▶ Data
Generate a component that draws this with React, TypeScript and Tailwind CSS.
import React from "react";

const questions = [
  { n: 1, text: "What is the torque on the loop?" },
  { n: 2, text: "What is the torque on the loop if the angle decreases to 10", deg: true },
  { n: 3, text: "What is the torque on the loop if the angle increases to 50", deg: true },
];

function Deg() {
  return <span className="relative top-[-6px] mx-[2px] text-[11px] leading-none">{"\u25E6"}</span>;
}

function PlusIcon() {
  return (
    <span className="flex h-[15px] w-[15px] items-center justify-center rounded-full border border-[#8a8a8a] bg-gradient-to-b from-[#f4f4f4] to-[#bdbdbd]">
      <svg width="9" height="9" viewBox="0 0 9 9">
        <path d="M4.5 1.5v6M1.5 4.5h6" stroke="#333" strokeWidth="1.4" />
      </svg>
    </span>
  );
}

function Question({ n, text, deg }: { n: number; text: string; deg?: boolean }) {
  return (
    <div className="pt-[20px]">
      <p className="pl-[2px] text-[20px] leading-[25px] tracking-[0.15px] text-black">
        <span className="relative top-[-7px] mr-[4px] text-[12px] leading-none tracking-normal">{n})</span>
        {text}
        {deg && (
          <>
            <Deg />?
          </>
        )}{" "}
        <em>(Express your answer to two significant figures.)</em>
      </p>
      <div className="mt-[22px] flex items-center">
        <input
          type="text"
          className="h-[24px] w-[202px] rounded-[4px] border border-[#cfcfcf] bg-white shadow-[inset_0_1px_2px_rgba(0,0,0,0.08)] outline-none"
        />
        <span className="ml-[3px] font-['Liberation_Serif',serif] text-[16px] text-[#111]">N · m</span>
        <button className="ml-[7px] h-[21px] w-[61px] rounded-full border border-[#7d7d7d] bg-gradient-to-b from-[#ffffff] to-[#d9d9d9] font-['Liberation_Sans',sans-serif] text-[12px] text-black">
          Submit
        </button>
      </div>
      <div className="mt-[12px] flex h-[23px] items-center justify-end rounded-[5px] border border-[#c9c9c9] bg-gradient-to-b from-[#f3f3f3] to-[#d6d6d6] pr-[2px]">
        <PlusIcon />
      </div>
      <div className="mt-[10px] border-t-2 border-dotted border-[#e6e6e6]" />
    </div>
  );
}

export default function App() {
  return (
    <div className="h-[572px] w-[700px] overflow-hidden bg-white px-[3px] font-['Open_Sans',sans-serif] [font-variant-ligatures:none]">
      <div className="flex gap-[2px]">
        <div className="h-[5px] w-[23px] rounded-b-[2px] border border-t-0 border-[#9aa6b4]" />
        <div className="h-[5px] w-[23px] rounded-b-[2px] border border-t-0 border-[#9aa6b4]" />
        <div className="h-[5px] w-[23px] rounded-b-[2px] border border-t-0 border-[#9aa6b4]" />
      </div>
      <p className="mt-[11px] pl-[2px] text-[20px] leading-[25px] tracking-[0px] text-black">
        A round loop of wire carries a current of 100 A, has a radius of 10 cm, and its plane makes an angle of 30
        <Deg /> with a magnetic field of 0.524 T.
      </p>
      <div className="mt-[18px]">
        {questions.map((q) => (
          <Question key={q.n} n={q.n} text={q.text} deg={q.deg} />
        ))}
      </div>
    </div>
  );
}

▶ Given problem
Set down all of the data above, word for word.

▶ Exercise response
Generate a component that draws this with React, TypeScript and Tailwind CSS.
import React from "react";

const questions = [
  { n: 1, text: "What is the torque on the loop?" },
  { n: 2, text: "What is the torque on the loop if the angle decreases to 10", deg: true },
  { n: 3, text: "What is the torque on the loop if the angle increases to 50", deg: true },
];

function Deg() {
  return <span className="relative top-[-6px] mx-[2px] text-[11px] leading-none">{"\u25E6"}</span>;
}

function PlusIcon() {
  return (
    <span className="flex h-[15px] w-[15px] items-center justify-center rounded-full border border-[#8a8a8a] bg-gradient-to-b from-[#f4f4f4] to-[#bdbdbd]">
      <svg width="9" height="9" viewBox="0 0 9 9">
        <path d="M4.5 1.5v6M1.5 4.5h6" stroke="#333" strokeWidth="1.4" />
      </svg>
    </span>
  );
}

function Question({ n, text, deg }: { n: number; text: string; deg?: boolean }) {
  return (
    <div className="pt-[20px]">
      <p className="pl-[2px] text-[20px] leading-[25px] tracking-[0.15px] text-black">
        <span className="relative top-[-7px] mr-[4px] text-[12px] leading-none tracking-normal">{n})</span>
        {text}
        {deg && (
          <>
            <Deg />?
          </>
        )}{" "}
        <em>(Express your answer to two significant figures.)</em>
      </p>
      <div className="mt-[22px] flex items-center">
        <input
          type="text"
          className="h-[24px] w-[202px] rounded-[4px] border border-[#cfcfcf] bg-white shadow-[inset_0_1px_2px_rgba(0,0,0,0.08)] outline-none"
        />
        <span className="ml-[3px] font-['Liberation_Serif',serif] text-[16px] text-[#111]">N · m</span>
        <button className="ml-[7px] h-[21px] w-[61px] rounded-full border border-[#7d7d7d] bg-gradient-to-b from-[#ffffff] to-[#d9d9d9] font-['Liberation_Sans',sans-serif] text-[12px] text-black">
          Submit
        </button>
      </div>
      <div className="mt-[12px] flex h-[23px] items-center justify-end rounded-[5px] border border-[#c9c9c9] bg-gradient-to-b from-[#f3f3f3] to-[#d6d6d6] pr-[2px]">
        <PlusIcon />
      </div>
      <div className="mt-[10px] border-t-2 border-dotted border-[#e6e6e6]" />
    </div>
  );
}

export default function App() {
  return (
    <div className="h-[572px] w-[700px] overflow-hidden bg-white px-[3px] font-['Open_Sans',sans-serif] [font-variant-ligatures:none]">
      <div className="flex gap-[2px]">
        <div className="h-[5px] w-[23px] rounded-b-[2px] border border-t-0 border-[#9aa6b4]" />
        <div className="h-[5px] w-[23px] rounded-b-[2px] border border-t-0 border-[#9aa6b4]" />
        <div className="h-[5px] w-[23px] rounded-b-[2px] border border-t-0 border-[#9aa6b4]" />
      </div>
      <p className="mt-[11px] pl-[2px] text-[20px] leading-[25px] tracking-[0px] text-black">
        A round loop of wire carries a current of 100 A, has a radius of 10 cm, and its plane makes an angle of 30
        <Deg /> with a magnetic field of 0.524 T.
      </p>
      <div className="mt-[18px]">
        {questions.map((q) => (
          <Question key={q.n} n={q.n} text={q.text} deg={q.deg} />
        ))}
      </div>
    </div>
  );
}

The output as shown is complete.